[算法] Python 中的二分算法
初始化于: 2013-08-30
上次修改: 2013-09-11
时间复杂度: O(log n)
基本条件: 排序后数组
在其它语言中, 如果low + high
的和大于Integer的最大值,比如2 ** 31 - 1
, 计算便会发生溢出, 使它成为一个负数,然后被2除时结果仍为负数. 在Java语言中, 这个Bug导致一个ArrayIndexOutOfBoundsException异常被抛出, 而在C语言中, 你会得到一个无法预测的越界的数组下标. 推荐的解决方法是修改中间值的计算过程, 方法之一是用减法而不是加法——来实现:mid = low + ((high - low) / 2);
或者,如果你想炫耀一下自己掌握的移位运算的知识, 可以使用更快的移位运算操作, 在Python中是mid = (low + high) >> 1
, Java中是int mid = (low + high) >>> 1
。
之前大于小于等于有点晕, 通过看Python源码, 已经不纠结于大于小于等于的问题了. 其实就两种方式, 就可以适应问题不同的变化.
文档: insort前缀为插入, bisect前缀为返回索引
关键部分:
初始化(这里要注意索引hi为搜索范围+1).
if lo < 0:
raise ValueError('lo must be non-negative')
if hi is None:
hi = len(a)
insort_left
| bisect_left
while lo < hi:
mid = (lo+hi)//2 # 向下取整 有的语言需防溢出: mid = lo + ((hi-lo)>>1)
if a[mid] < x: lo = mid+1
else: hi = mid
insort_right
| bisect_right
—— 这里要注意返回的索引位置并非等于x的. 是最右的等于x的索引加1
while lo < hi:
mid = (lo+hi)//2
if x < a[mid]: hi = mid
else: lo = mid+1
最左最右的主要区别在于x == a[mid]
时, 是hi = mid
[高变低, 左趋], 还是lo = mid+1
[低变高, 右趋], 其余都是一样的. 不直接返回mid是因为并不能确定mid指向的是左还是右还是中间.
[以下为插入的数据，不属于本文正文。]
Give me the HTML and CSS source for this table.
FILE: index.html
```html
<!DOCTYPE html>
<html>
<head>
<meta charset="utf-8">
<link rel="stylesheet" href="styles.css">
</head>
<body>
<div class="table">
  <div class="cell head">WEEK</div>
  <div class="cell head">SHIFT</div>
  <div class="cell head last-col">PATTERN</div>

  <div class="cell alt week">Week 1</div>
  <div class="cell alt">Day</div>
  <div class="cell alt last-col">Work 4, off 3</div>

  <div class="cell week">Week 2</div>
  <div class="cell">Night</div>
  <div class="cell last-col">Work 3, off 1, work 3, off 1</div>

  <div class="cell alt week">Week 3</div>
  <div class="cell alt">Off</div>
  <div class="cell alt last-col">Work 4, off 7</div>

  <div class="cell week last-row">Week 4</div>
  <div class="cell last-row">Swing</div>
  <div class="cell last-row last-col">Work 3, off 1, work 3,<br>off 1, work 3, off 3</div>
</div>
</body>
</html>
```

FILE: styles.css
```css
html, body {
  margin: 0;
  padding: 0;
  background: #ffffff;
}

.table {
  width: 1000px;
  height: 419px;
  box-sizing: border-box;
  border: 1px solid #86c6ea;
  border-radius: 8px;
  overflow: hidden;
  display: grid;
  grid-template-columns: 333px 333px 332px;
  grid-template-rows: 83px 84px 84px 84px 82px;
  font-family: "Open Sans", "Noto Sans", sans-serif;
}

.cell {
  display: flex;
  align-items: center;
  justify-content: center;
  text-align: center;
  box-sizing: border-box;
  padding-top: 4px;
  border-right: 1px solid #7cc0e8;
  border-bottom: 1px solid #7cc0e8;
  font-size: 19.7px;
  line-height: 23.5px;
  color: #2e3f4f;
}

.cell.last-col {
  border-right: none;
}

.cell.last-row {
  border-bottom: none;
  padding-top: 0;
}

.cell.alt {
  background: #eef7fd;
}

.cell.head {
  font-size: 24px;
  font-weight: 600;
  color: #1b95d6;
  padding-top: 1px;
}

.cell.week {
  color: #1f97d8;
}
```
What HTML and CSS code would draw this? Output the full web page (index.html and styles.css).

>>> a = [1, 2, 2, 4, 5, 6, 7, 8, 9]
>>> from bisect import bisect_left, bisect_right
>>> bisect_left(a, 0) # 小于所有数时, 返回0
0
>>> bisect_right(a, 0)
0
>>> bisect_left(a, 2) # 最左的等于x的索引
1
>>> bisect_right(a, 2) # 最右的等于x的索引+1
3
>>> bisect_left(a, 3) # 不存在时, 返回第一个刚好大于x的位置
3
>>> bisect_right(a, 3)
3
>>> bisect_left(a, 10) # 大于所有数时, 返回值为len(a)
9
>>> bisect_right(a, 10)
9
分析:
a = [1, 2, 2, 4, 5, 6, 7, 8, 9]
假设要寻找 x = 2 应该插入的位置
初始化:
lo = 0
hi = 9
mid = 4
a[mid] = 5
x < a[mid]
hi = mid
lo = 0
hi = 4
mid = 2
a[mid] = 2
x = a[mid]
left | right
hi = mid | lo = mid+1
lo = 0 | lo = 3
hi = 2 | hi = 4
mid = 1 | mid = 3
a[mid] = 2 | a[mid] = 4
x == a[mid] | x < a[mid]
hi = mid | hi = mid
lo = 0 | lo = 3
hi = 1 | hi = 3
mid = 0 | lo == hi
a[mid] = 1 | 返回lo = 3
x > a[mid] |
lo = mid+1 |
lo = 1 |
hi = 1 |
lo == hi |
返回lo = 1 |
应用: 搜索已排序列表
def index(a, x):
'Locate the leftmost value exactly equal to x'
'二分查找返回key(可能有重复)第一次出现的下标'
i = bisect_left(a, x)
if i != len(a) and a[i] == x:
return i
raise ValueError
def find_lt(a, x):
'Find rightmost value less than x'
'二分查找返回刚好小于key的元素下标'
i = bisect_left(a, x)
if i: # i不等于0
return a[i-1]
raise ValueError
def find_le(a, x):
'Find rightmost value less than or equal to x'
i = bisect_right(a, x)
if i: # 如果要找最右的等于x的, 条件为: if i and a[i-1] == x
return a[i-1]
raise ValueError
def find_gt(a, x):
'Find leftmost value greater than x'
'二分查找返回刚好大于x的元素下标'
i = bisect_right(a, x)
if i != len(a): # 如果i等于len(a), 则不存在大于x的值
return a[i]
raise ValueError
def find_ge(a, x):
'Find leftmost item greater than or equal to x'
i = bisect_left(a, x)
if i != len(a):
return a[i]
raise ValueError
下面这个实例看起来很有用: numeric table lookups
>>> def grade(score, breakpoints=[60, 70, 80, 90], grades='FDCBA'):
i = bisect_right(breakpoints, score)
return grades[i]
>>> [grade(score) for score in [33, 99, 77, 70, 89, 90, 100]]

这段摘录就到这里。